Environmental Science and Landscape Dynamics: Physical geographers at Syracuse University focus on spatial and temporal aspects of environmental science, with the aim of clarifying the dynamic processes that shape the earth’s landscapes. Faculty conduct research in four broad areas: human and natural disturbance impacts on riparian habitats and forest ecosystems; development of field and analytic techniques for examining recent and Pleistocene environmental change; processes and implications of sediment transport in rivers; and climate - land-surface interactions. Graduate students have use of our Physical Geography Research Laboratory, which is equipped for a variety of soil and sediment analyses, and includes a Sedigraph 5120 for particle size analysis.
Geographic Information Technology: Faculty in the Geospatial Information, Analysis and Modeling focus have a range of research and teaching interests, including cartography, applications and methods in geographic information technologies (i.e., geographic information systems, computer cartography, remote sensing, multimedia), spatial analysis and modeling, and hydrological and ecosystem modeling. Syracuse Community Geography involves students in working directly with community organizations to solve real-world problems. Faculty and graduate students conduct research on a range of key social and environmental issues, with recent topics including spatial analysis of hunger and food justice in the city of Syracuse; mapping local nature preserves; geospatial surveillance technologies; modeling channel migration; and use of remote sensing to analyze tropical forest structure, demography, and certified forestry. Graduate students have access to two laboratory facilities: the Geographic Information and Analysis Laboratory in Eggers Hall, and the Integrated Spatial Analysis Laboratory in Crouse-Hinds Hall.
Within the framework of these principal clusters, students pursue individually designed programs, assisted by their advisor and advisory committee. The goal is to maintain and enhance an open intellectual environment with continuous interaction between graduate students and departmental faculty. In support of this, the department maintains strong collaborative relations with academic departments across campus, as well as with allied departments at other universities in the region. We also organize a colloquium series every semester that brings distinguished scholars to the Department, and occasionally organize conferences and symposia across a range of topics.
We typically have about 30 students in residence.
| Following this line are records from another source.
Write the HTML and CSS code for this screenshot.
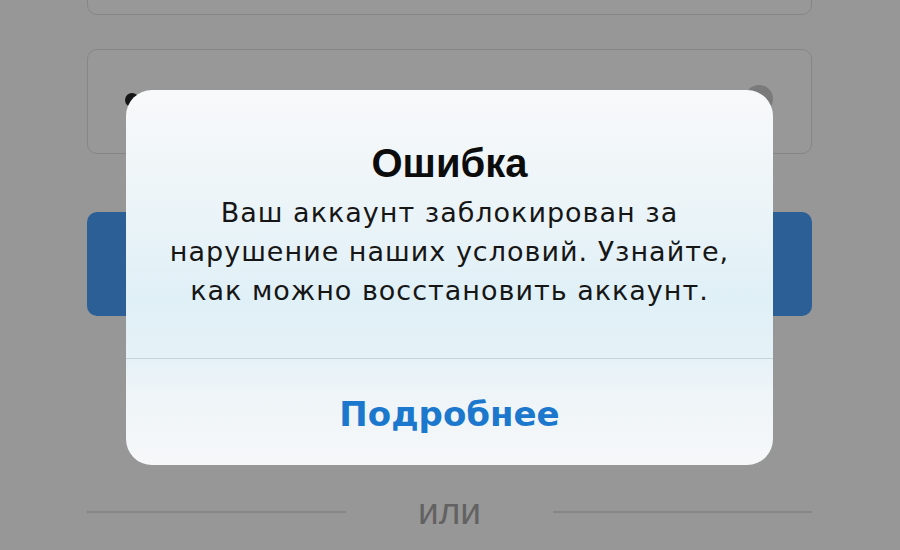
FILE: index.html
```html
<!DOCTYPE html>
<html lang="ru">
<head>
<meta charset="utf-8">
<link rel="stylesheet" href="styles.css">
</head>
<body>
<div class="screen">
  <div class="form">
    <div class="field"></div>
    <div class="field pass">
      <span class="dot"></span>
      <span class="eye"></span>
    </div>
    <div class="login"></div>
    <div class="divider">
      <span class="line"></span>
      <span class="or">или</span>
      <span class="line"></span>
    </div>
  </div>
  <div class="alert">
    <div class="alert-body">
      <div class="alert-title">Ошибка</div>
      <div class="alert-text">Ваш аккаунт заблокирован за<br>нарушение наших условий. Узнайте,<br>как можно восстановить аккаунт.</div>
    </div>
    <div class="alert-action">Подробнее</div>
  </div>
</div>
</body>
</html>
```
FILE: styles.css
```css
html, body {
  margin: 0;
  padding: 0;
}
body {
  width: 900px;
  height: 550px;
  overflow: hidden;
  background: #979797;
  font-family: "Liberation Sans", Arial, sans-serif;
}
.screen {
  position: relative;
  display: flow-root;
  width: 900px;
  height: 550px;
}
.form {
  margin-left: 87px;
  width: 725px;
  margin-top: -90px;
  display: flex;
  flex-direction: column;
}
.field {
  height: 103px;
  border: 1px solid #868686;
  border-radius: 10px;
  background: #989898;
  margin-bottom: 34px;
  position: relative;
}
.pass {
  margin-bottom: 58px;
}
.dot {
  position: absolute;
  left: 37px;
  top: 43px;
  width: 14px;
  height: 14px;
  border-radius: 50%;
  background: #151515;
}
.eye {
  position: absolute;
  left: 657px;
  top: 35px;
  width: 28px;
  height: 28px;
  border-radius: 50%;
  background: #7a7a7a;
}
.login {
  height: 104px;
  border-radius: 10px;
  background: #2b5f95;
}
.divider {
  margin-top: 174px;
  display: flex;
  align-items: center;
  gap: 72px;
}
.line {
  flex: 1;
  height: 2px;
  background: #868686;
}
.or {
  font-size: 37px;
  color: #626262;
  line-height: 44px;
}
.alert {
  position: absolute;
  left: 126px;
  top: 90px;
  width: 647px;
  height: 375px;
  border-radius: 26px;
  overflow: hidden;
  background: linear-gradient(180deg, #f8f9fa 0%, #eef5f8 25%, #e0f0f7 55%, #e4f1f7 70%, #eef4f8 80%, #f6f8f9 100%);
  display: flex;
  flex-direction: column;
}
.alert-body {
  height: 268px;
  border-bottom: 1px solid #c5d3da;
  display: flex;
  flex-direction: column;
  align-items: center;
  text-align: center;
}
.alert-title {
  margin-top: 51px;
  font-size: 40px;
  font-weight: bold;
  color: #0c0c0c;
  line-height: 44px;
}
.alert-text {
  margin-top: 8px;
  font-family: "DejaVu Sans", sans-serif;
  font-size: 27px;
  letter-spacing: 1px;
  line-height: 39px;
  color: #161616;
}
.alert-action {
  flex: 1;
  display: flex;
  align-items: center;
  justify-content: center;
  padding-top: 4px;
  font-family: "DejaVu Sans", sans-serif;
  font-size: 34px;
  font-weight: bold;
  color: #1c78cd;
}
```
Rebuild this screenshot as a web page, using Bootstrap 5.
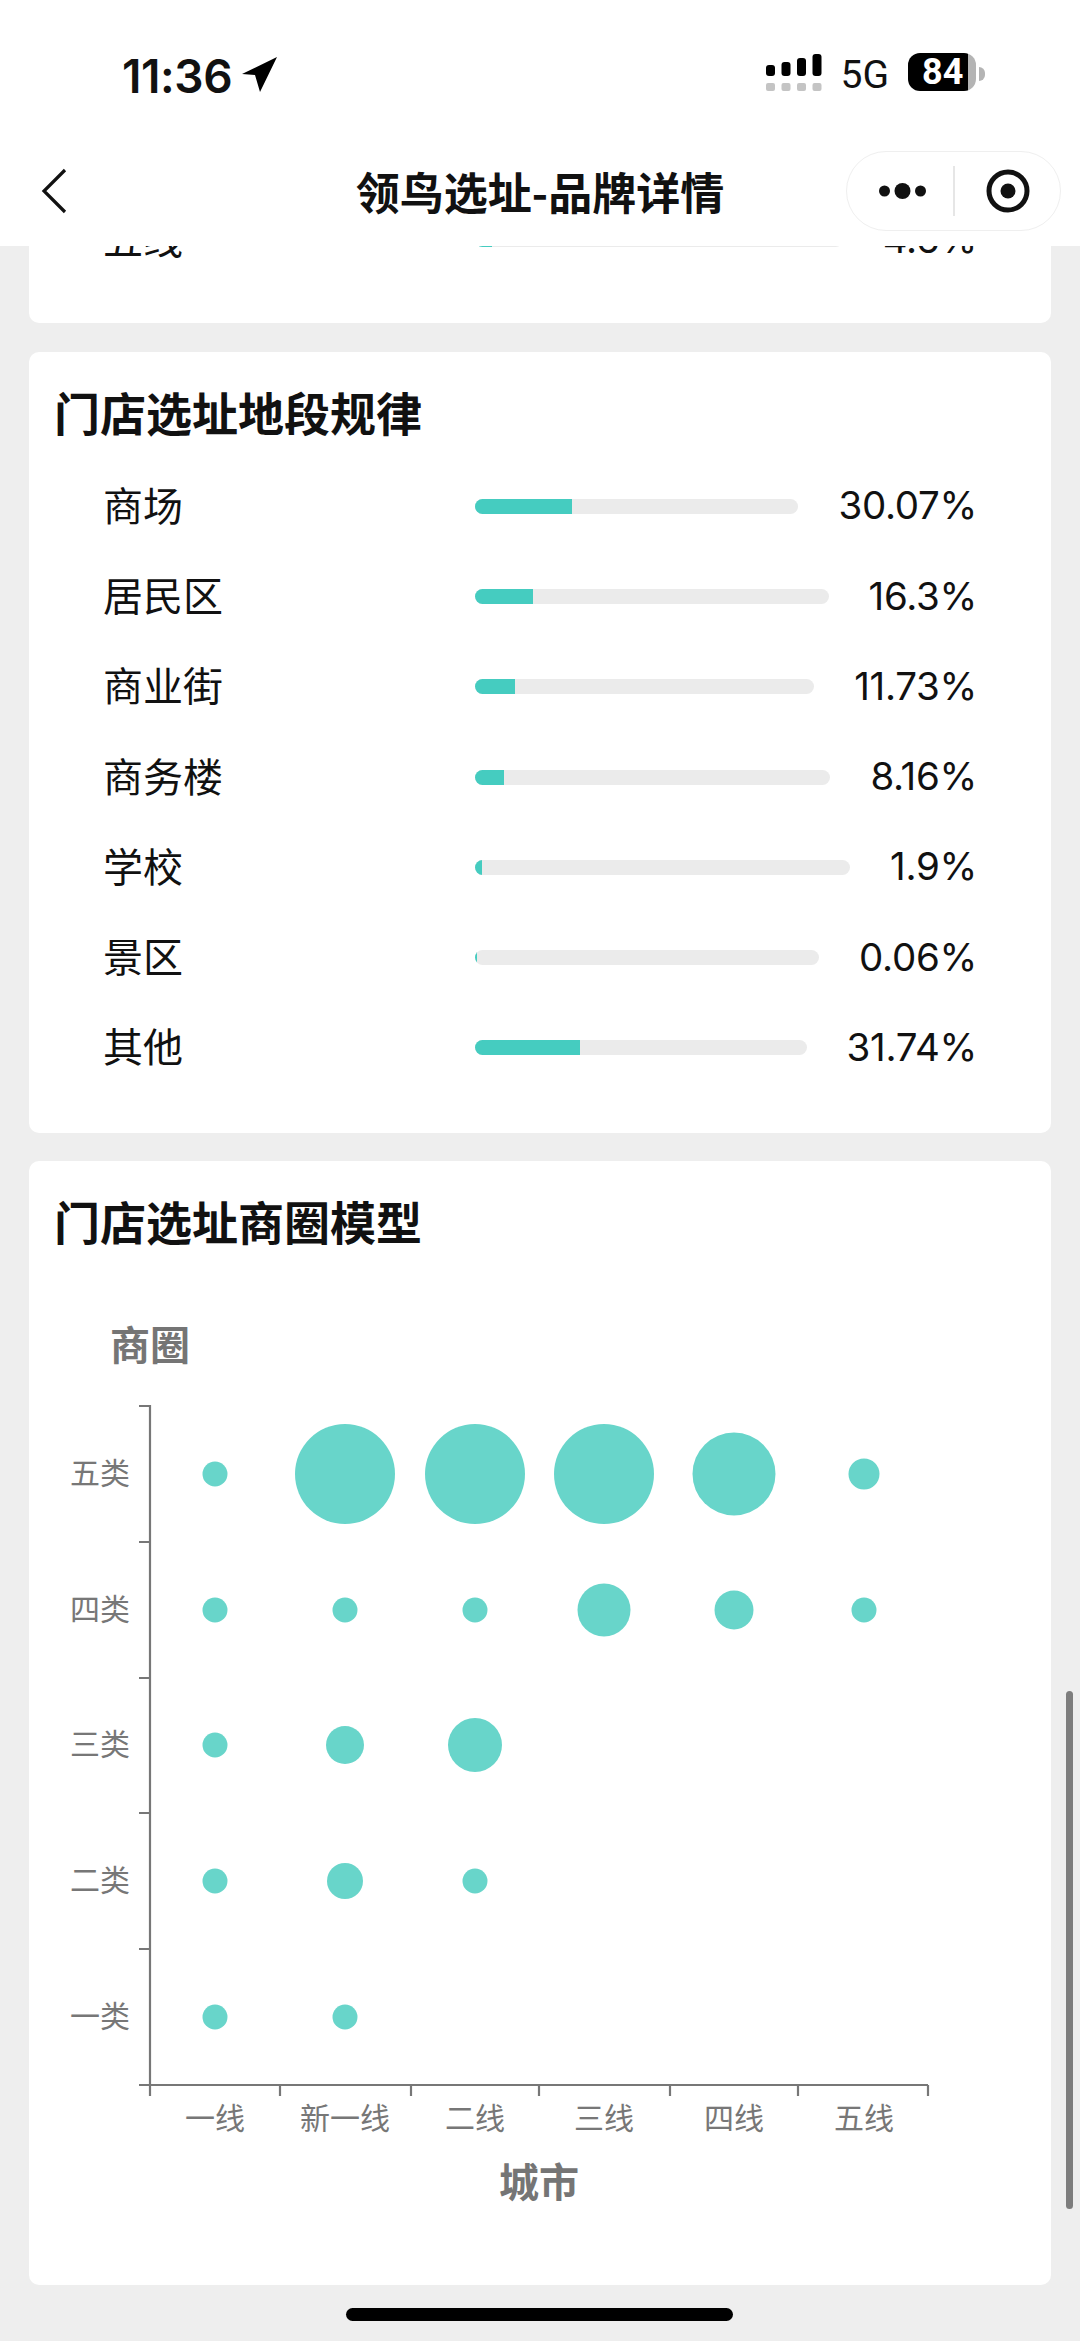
<!DOCTYPE html>
<html lang="zh-CN">
<head>
    <meta charset="UTF-8">
    <meta name="viewport" content="width=device-width, initial-scale=1.0">
    <title>领鸟选址-品牌详情</title>
    <link href="https://cdn.jsdelivr.net/npm/bootstrap@5.3.0/dist/css/bootstrap.min.css" rel="stylesheet">
    <style>
        html, body { height: 2341px; overflow: hidden; }
        body {
            position: relative;
            width: 1080px;
            background: #eeeeee;
            color: #111;
            font-family: Inter, "Noto Sans CJK SC", sans-serif;
        }
        /* top bars */
        .top-head { position: relative; z-index: 2; height: 246px; background: #fff; }
        .status-row { height: 151px; padding: 53px 95px 0 122px; align-items: flex-start; }
        .clock { font-weight: 600; font-size: 46px; line-height: 38px; margin-top: 4px; letter-spacing: -.4px; }
        .loc-arrow { margin: 4px 0 0 10px; }
        .net { font-family: Roboto, sans-serif; font-size: 39px; line-height: 38px; margin: 3px 19px 0 19px; }
        .batt {
            width: 68px; height: 38px; border-radius: 12px;
            background: linear-gradient(90deg, #000 88%, #b4b4b4 88%);
            color: #fff; font-family: Roboto, sans-serif; font-weight: 700; font-size: 36px; line-height: 38px;
            padding-left: 14px;
        }
        .batt-nub { width: 6px; height: 14px; margin-left: 3px; border-radius: 0 6px 6px 0; background: #b4b4b4; align-self: center; }
        .title-row { position: relative; height: 80px; }
        .page-name { font-family: "Noto Sans CJK SC", sans-serif; font-weight: 700; font-size: 44px; line-height: 80px; text-align: center; color: #111; }
        .back-btn { position: absolute; left: 41px; top: 17px; }
        .capsule {
            position: absolute; left: 846px; top: 0; width: 215px; height: 80px;
            border: 1px solid #efefef; border-radius: 40px; background: #fff;
        }
        .capsule-dots { margin-left: 32px; flex: none; }
        .capsule-target { flex: none; }
        .capsule-line { width: 2px; height: 50px; background: #e6e6e6; margin: 0 31px 0 27px; }
        /* cards */
        .sheet { margin: 0 29px 28px; border-radius: 10px; border: 0; background: #fff; }
        .sheet-cut { margin-top: -30px; margin-bottom: 29px; height: 107px; }
        .sheet-loc { height: 781px; padding: 33px 74px 0 25px; }
        .sheet-chart { height: 1124px; padding: 33px 0 0 25px; }
        .sheet-title { font-family: "Noto Sans CJK SC", sans-serif; font-weight: 700; font-size: 46px; line-height: 52px; height: 52px; margin: 0; color: #111; }
        .loc-list { margin-top: 24px; padding-left: 49px; }
        .sheet-cut .loc-list { margin-top: 0; padding: 1px 74px 0 74px; }
        .loc-row { height: 90.3px; }
        .sheet-cut .loc-row { height: 45px; }
        .loc-name { width: 372px; padding-bottom: 5px; font-family: "Noto Sans CJK SC", sans-serif; font-size: 40px; flex: none; }
        .loc-val { margin-left: 40px; font-size: 38.5px; flex: none; letter-spacing: -.3px; }
        .loc-track { height: 15px; border-radius: 8px; background: #ebebeb; flex: 1 1 0; }
        .loc-track .progress-bar { background: #45ccc0; }
        .sheet-chart svg { display: block; margin: 23px 0 0 -25px; }
        .axis-text { font-family: "Noto Sans CJK SC", sans-serif; font-size: 30px; fill: #777; }
        .axis-name { font-family: "Noto Sans CJK SC", sans-serif; font-size: 40px; font-weight: 700; fill: #757575; }
        /* overlays */
        .scroll-thumb { position: absolute; left: 1066px; top: 1691px; width: 7px; height: 518px; border-radius: 4px; background: #7d7d7d; }
        .home-bar { position: absolute; left: 346px; top: 2308px; width: 387px; height: 13px; border-radius: 7px; background: #000; }
    </style>
</head>
<body>
    <div class="top-head">
        <div class="status-row d-flex">
            <span class="clock">11:36</span>
            <svg class="loc-arrow" width="36" height="36" viewBox="0 0 36 36"><polygon points="0,17 35,0 18,35 13,18" fill="#000"/></svg>
            <div class="ms-auto d-flex">
                <svg width="56" height="38" viewBox="0 0 56 38">
                    <g fill="#000">
                        <rect x="0" y="12" width="9" height="11" rx="3"/>
                        <rect x="15.5" y="9" width="9" height="14" rx="3"/>
                        <rect x="31" y="5" width="9" height="18" rx="3"/>
                        <rect x="46.5" y="1" width="9" height="22" rx="3"/>
                    </g>
                    <g fill="#c4c4c4">
                        <rect x="0" y="30" width="9" height="8" rx="2"/>
                        <rect x="15.5" y="30" width="9" height="8" rx="2"/>
                        <rect x="31" y="30" width="9" height="8" rx="2"/>
                        <rect x="46.5" y="30" width="9" height="8" rx="2"/>
                    </g>
                </svg>
                <span class="net">5G</span>
                <div class="batt">84</div>
                <div class="batt-nub"></div>
            </div>
        </div>
        <div class="title-row">
            <svg class="back-btn" width="26" height="46" viewBox="0 0 26 46"><path d="M24 2 L3 23 L24 44" fill="none" stroke="#111" stroke-width="3.2"/></svg>
            <div class="page-name">领鸟选址-品牌详情</div>
            <div class="capsule d-flex align-items-center">
                <svg class="capsule-dots" width="47" height="18" viewBox="0 0 47 18">
                    <circle cx="5.5" cy="9" r="5.5" fill="#111"/>
                    <circle cx="23.5" cy="9" r="8" fill="#111"/>
                    <circle cx="41.5" cy="9" r="5.5" fill="#111"/>
                </svg>
                <div class="capsule-line"></div>
                <svg class="capsule-target" width="44" height="44" viewBox="0 0 44 44">
                    <circle cx="22" cy="22" r="19" fill="none" stroke="#111" stroke-width="5"/>
                    <circle cx="22" cy="22" r="7.5" fill="#111"/>
                </svg>
            </div>
        </div>
    </div>

    <div class="card sheet sheet-cut overflow-hidden">
        <div class="loc-list">
            <div class="loc-row d-flex align-items-center">
                <span class="loc-name">五线</span>
                <div class="progress loc-track"><div class="progress-bar" style="width:4.6%"></div></div>
                <span class="loc-val">4.6%</span>
            </div>
        </div>
    </div>

    <div class="card sheet sheet-loc">
        <h5 class="sheet-title">门店选址地段规律</h5>
        <div class="loc-list">
            <div class="loc-row d-flex align-items-center">
                <span class="loc-name">商场</span>
                <div class="progress loc-track"><div class="progress-bar" style="width:30.07%"></div></div>
                <span class="loc-val">30.07%</span>
            </div>
            <div class="loc-row d-flex align-items-center">
                <span class="loc-name">居民区</span>
                <div class="progress loc-track"><div class="progress-bar" style="width:16.3%"></div></div>
                <span class="loc-val">16.3%</span>
            </div>
            <div class="loc-row d-flex align-items-center">
                <span class="loc-name">商业街</span>
                <div class="progress loc-track"><div class="progress-bar" style="width:11.73%"></div></div>
                <span class="loc-val">11.73%</span>
            </div>
            <div class="loc-row d-flex align-items-center">
                <span class="loc-name">商务楼</span>
                <div class="progress loc-track"><div class="progress-bar" style="width:8.16%"></div></div>
                <span class="loc-val">8.16%</span>
            </div>
            <div class="loc-row d-flex align-items-center">
                <span class="loc-name">学校</span>
                <div class="progress loc-track"><div class="progress-bar" style="width:1.9%"></div></div>
                <span class="loc-val">1.9%</span>
            </div>
            <div class="loc-row d-flex align-items-center">
                <span class="loc-name">景区</span>
                <div class="progress loc-track"><div class="progress-bar" style="width:0.6%"></div></div>
                <span class="loc-val">0.06%</span>
            </div>
            <div class="loc-row d-flex align-items-center">
                <span class="loc-name">其他</span>
                <div class="progress loc-track"><div class="progress-bar" style="width:31.74%"></div></div>
                <span class="loc-val">31.74%</span>
            </div>
        </div>
    </div>

    <div class="card sheet sheet-chart">
        <h5 class="sheet-title">门店选址商圈模型</h5>
        <!-- viewBox uses full page coordinates so the chart numbers read straight off the picture -->
        <svg width="1022" height="1015" viewBox="29 1270 1022 1015">
            <text class="axis-name" x="150" y="1361" text-anchor="middle">商圈</text>
            <text class="axis-name" x="539" y="2198" text-anchor="middle">城市</text>

            <g stroke="#777" stroke-width="2.2" fill="none">
                <path d="M139 1407 H150 V2086"/>
                <path d="M139 1543 H150 M139 1679 H150 M139 1814 H150 M139 1950 H150"/>
                <path d="M139 2086 H928"/>
                <path d="M150 2086 V2097 M280 2086 V2097 M411 2086 V2097 M539 2086 V2097 M670 2086 V2097 M798 2086 V2097 M928 2086 V2097"/>
            </g>

            <g text-anchor="end">
                <text class="axis-text" x="130" y="1485">五类</text>
                <text class="axis-text" x="130" y="1621">四类</text>
                <text class="axis-text" x="130" y="1756">三类</text>
                <text class="axis-text" x="130" y="1892">二类</text>
                <text class="axis-text" x="130" y="2028">一类</text>
            </g>
            <g text-anchor="middle">
                <text class="axis-text" x="215" y="2130">一线</text>
                <text class="axis-text" x="345" y="2130">新一线</text>
                <text class="axis-text" x="475" y="2130">二线</text>
                <text class="axis-text" x="604" y="2130">三线</text>
                <text class="axis-text" x="734" y="2130">四线</text>
                <text class="axis-text" x="864" y="2130">五线</text>
            </g>

            <g fill="#68d5ca">
                <circle cx="215" cy="1475" r="12.5"/>
                <circle cx="345" cy="1475" r="50"/>
                <circle cx="475" cy="1475" r="50"/>
                <circle cx="604" cy="1475" r="50"/>
                <circle cx="734" cy="1475" r="41.5"/>
                <circle cx="864" cy="1475" r="15.5"/>

                <circle cx="215" cy="1611" r="12.5"/>
                <circle cx="345" cy="1611" r="12.5"/>
                <circle cx="475" cy="1611" r="12.5"/>
                <circle cx="604" cy="1611" r="26.5"/>
                <circle cx="734" cy="1611" r="19.5"/>
                <circle cx="864" cy="1611" r="12.5"/>

                <circle cx="215" cy="1746" r="12.5"/>
                <circle cx="345" cy="1746" r="19"/>
                <circle cx="475" cy="1746" r="27"/>

                <circle cx="215" cy="1882" r="12.5"/>
                <circle cx="345" cy="1882" r="18"/>
                <circle cx="475" cy="1882" r="12.5"/>

                <circle cx="215" cy="2018" r="12.5"/>
                <circle cx="345" cy="2018" r="12.5"/>
            </g>
        </svg>
    </div>

    <div class="scroll-thumb"></div>
    <div class="home-bar"></div>

    <script src="https://cdn.jsdelivr.net/npm/bootstrap@5.3.0/dist/js/bootstrap.bundle.min.js"></script>
</body>
</html>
Each student has an advisory committee, consisting of the principal advisor and one or more faculty members. The committee advises the student and regularly evaluates progress toward the M.A. or Ph.D. degree.
History Department Overview
Chair Michael Ebner
Director of Graduate Studies Susan Branson
145 Eggers Hall
Faculty Alan Allport, Susan Branson, Craige B. Champion, Andrew W. Cohen, Albrecht Diem, Michael R. Ebner, Carol Faulkner, Jeffrey Gonda, Paul M. Hagenloh, Samantha Kahn Herrick, Amy Kallander, George Kallander, Osamah F. Khalil, Radha Kumar, Norman A. Kutcher, Chris Kyle, Elisabeth D. Lasch-Quinn, Gladys McCormick, Mark G. Schmeller, Martin S. Shanguhyia, Junko Takeda, Margaret Susan Thompson
The history department has been granting M.A. and Ph.D. degrees since 1871. As part of the College of Arts and Sciences and, since 1924, the Maxwell School, the department has links to both the humanities and social science programs of the University.
The early development of the department received special impetus with the acquisition of the personal library of about 20,000 volumes of the great German historian Leopold von Ranke.
Today it is one of the major European history collections in the United States. There are also substantial collections of primary materials dealing with the history of East Africa, the United Kingdom, and the United States.
A major emphasis in the M.A. and Ph.D. programs is the development of skills necessary to pursue original research. The training in both programs is valuable for careers in business, law, government, the media, archival work, and education. The department has placed its recipients of graduate degrees in state and federal research positions, in local historical agencies, in libraries and archives, and in business, as well as in colleges and universities across the nation and abroad.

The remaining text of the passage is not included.